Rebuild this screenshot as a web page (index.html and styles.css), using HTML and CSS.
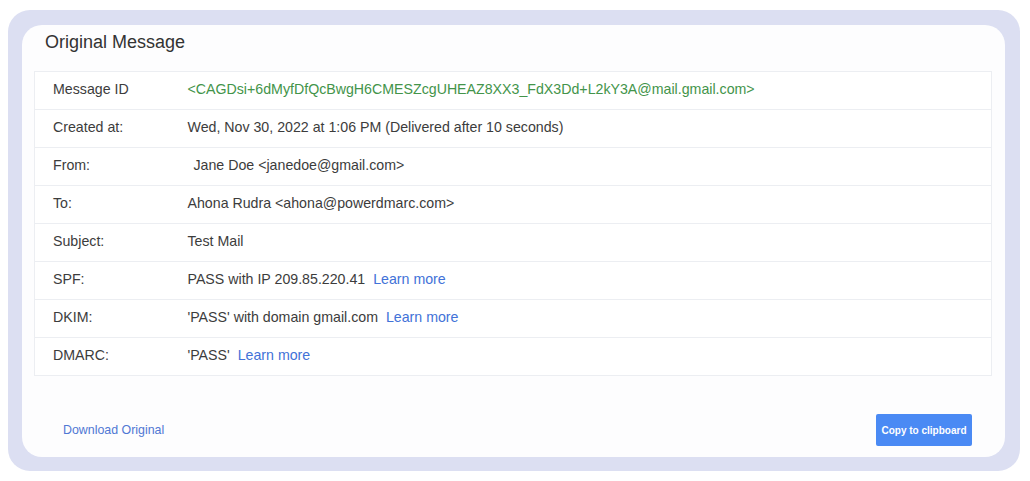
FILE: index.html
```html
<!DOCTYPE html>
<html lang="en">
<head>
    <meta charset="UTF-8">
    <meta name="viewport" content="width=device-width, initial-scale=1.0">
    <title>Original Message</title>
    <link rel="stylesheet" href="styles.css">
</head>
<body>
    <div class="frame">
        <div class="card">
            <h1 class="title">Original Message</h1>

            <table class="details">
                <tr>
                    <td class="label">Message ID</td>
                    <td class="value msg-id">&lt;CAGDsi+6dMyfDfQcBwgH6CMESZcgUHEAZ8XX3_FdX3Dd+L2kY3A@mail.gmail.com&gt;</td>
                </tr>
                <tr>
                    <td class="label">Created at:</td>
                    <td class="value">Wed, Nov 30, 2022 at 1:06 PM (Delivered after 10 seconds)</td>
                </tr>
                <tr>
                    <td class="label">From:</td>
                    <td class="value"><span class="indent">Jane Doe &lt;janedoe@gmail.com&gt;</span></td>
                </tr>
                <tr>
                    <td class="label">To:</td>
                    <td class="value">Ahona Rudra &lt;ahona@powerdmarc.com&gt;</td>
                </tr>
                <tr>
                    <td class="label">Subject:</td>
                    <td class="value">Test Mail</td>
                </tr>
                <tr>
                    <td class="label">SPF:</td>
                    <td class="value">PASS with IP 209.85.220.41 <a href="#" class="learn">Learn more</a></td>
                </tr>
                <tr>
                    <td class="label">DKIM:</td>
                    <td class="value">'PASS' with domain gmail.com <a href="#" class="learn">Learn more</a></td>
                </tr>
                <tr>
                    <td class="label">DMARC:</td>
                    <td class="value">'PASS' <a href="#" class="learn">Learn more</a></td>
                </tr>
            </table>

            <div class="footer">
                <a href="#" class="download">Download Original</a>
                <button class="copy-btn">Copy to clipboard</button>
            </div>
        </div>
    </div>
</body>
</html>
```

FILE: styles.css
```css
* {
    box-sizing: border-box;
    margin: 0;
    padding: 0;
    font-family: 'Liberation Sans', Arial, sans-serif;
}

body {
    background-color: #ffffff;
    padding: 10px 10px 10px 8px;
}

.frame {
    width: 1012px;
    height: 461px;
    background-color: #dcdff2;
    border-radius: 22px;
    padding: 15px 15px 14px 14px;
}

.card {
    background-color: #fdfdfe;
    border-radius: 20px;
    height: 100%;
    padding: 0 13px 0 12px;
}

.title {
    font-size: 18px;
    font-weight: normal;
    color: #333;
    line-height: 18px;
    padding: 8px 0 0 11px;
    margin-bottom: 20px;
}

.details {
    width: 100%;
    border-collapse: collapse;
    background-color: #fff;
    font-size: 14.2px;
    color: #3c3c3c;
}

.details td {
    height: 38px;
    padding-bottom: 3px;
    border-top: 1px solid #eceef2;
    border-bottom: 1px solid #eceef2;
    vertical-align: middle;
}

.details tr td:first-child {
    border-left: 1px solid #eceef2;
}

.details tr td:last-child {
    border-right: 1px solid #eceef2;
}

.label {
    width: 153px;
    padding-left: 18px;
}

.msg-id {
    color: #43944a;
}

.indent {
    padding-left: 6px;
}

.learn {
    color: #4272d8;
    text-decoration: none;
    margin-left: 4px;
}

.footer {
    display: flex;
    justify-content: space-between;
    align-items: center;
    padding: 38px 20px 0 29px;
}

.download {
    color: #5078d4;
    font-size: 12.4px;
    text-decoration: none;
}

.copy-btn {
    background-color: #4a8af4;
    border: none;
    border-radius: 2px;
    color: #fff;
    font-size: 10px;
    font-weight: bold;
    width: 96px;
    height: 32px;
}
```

• **PROBLEM DESCRIPTION**
Output each line exactly; omit every picture.

• **EXERCISE SOLUTION**
Rebuild this screenshot as a web page (index.html and styles.css), using HTML and CSS.
FILE: index.html
```html
<!DOCTYPE html>
<html lang="en">
<head>
    <meta charset="UTF-8">
    <meta name="viewport" content="width=device-width, initial-scale=1.0">
    <title>Original Message</title>
    <link rel="stylesheet" href="styles.css">
</head>
<body>
    <div class="frame">
        <div class="card">
            <h1 class="title">Original Message</h1>

            <table class="details">
                <tr>
                    <td class="label">Message ID</td>
                    <td class="value msg-id">&lt;CAGDsi+6dMyfDfQcBwgH6CMESZcgUHEAZ8XX3_FdX3Dd+L2kY3A@mail.gmail.com&gt;</td>
                </tr>
                <tr>
                    <td class="label">Created at:</td>
                    <td class="value">Wed, Nov 30, 2022 at 1:06 PM (Delivered after 10 seconds)</td>
                </tr>
                <tr>
                    <td class="label">From:</td>
                    <td class="value"><span class="indent">Jane Doe &lt;janedoe@gmail.com&gt;</span></td>
                </tr>
                <tr>
                    <td class="label">To:</td>
                    <td class="value">Ahona Rudra &lt;ahona@powerdmarc.com&gt;</td>
                </tr>
                <tr>
                    <td class="label">Subject:</td>
                    <td class="value">Test Mail</td>
                </tr>
                <tr>
                    <td class="label">SPF:</td>
                    <td class="value">PASS with IP 209.85.220.41 <a href="#" class="learn">Learn more</a></td>
                </tr>
                <tr>
                    <td class="label">DKIM:</td>
                    <td class="value">'PASS' with domain gmail.com <a href="#" class="learn">Learn more</a></td>
                </tr>
                <tr>
                    <td class="label">DMARC:</td>
                    <td class="value">'PASS' <a href="#" class="learn">Learn more</a></td>
                </tr>
            </table>

            <div class="footer">
                <a href="#" class="download">Download Original</a>
                <button class="copy-btn">Copy to clipboard</button>
            </div>
        </div>
    </div>
</body>
</html>
```

FILE: styles.css
```css
* {
    box-sizing: border-box;
    margin: 0;
    padding: 0;
    font-family: 'Liberation Sans', Arial, sans-serif;
}

body {
    background-color: #ffffff;
    padding: 10px 10px 10px 8px;
}

.frame {
    width: 1012px;
    height: 461px;
    background-color: #dcdff2;
    border-radius: 22px;
    padding: 15px 15px 14px 14px;
}

.card {
    background-color: #fdfdfe;
    border-radius: 20px;
    height: 100%;
    padding: 0 13px 0 12px;
}

.title {
    font-size: 18px;
    font-weight: normal;
    color: #333;
    line-height: 18px;
    padding: 8px 0 0 11px;
    margin-bottom: 20px;
}

.details {
    width: 100%;
    border-collapse: collapse;
    background-color: #fff;
    font-size: 14.2px;
    color: #3c3c3c;
}

.details td {
    height: 38px;
    padding-bottom: 3px;
    border-top: 1px solid #eceef2;
    border-bottom: 1px solid #eceef2;
    vertical-align: middle;
}

.details tr td:first-child {
    border-left: 1px solid #eceef2;
}

.details tr td:last-child {
    border-right: 1px solid #eceef2;
}

.label {
    width: 153px;
    padding-left: 18px;
}

.msg-id {
    color: #43944a;
}

.indent {
    padding-left: 6px;
}

.learn {
    color: #4272d8;
    text-decoration: none;
    margin-left: 4px;
}

.footer {
    display: flex;
    justify-content: space-between;
    align-items: center;
    padding: 38px 20px 0 29px;
}

.download {
    color: #5078d4;
    font-size: 12.4px;
    text-decoration: none;
}

.copy-btn {
    background-color: #4a8af4;
    border: none;
    border-radius: 2px;
    color: #fff;
    font-size: 10px;
    font-weight: bold;
    width: 96px;
    height: 32px;
}
```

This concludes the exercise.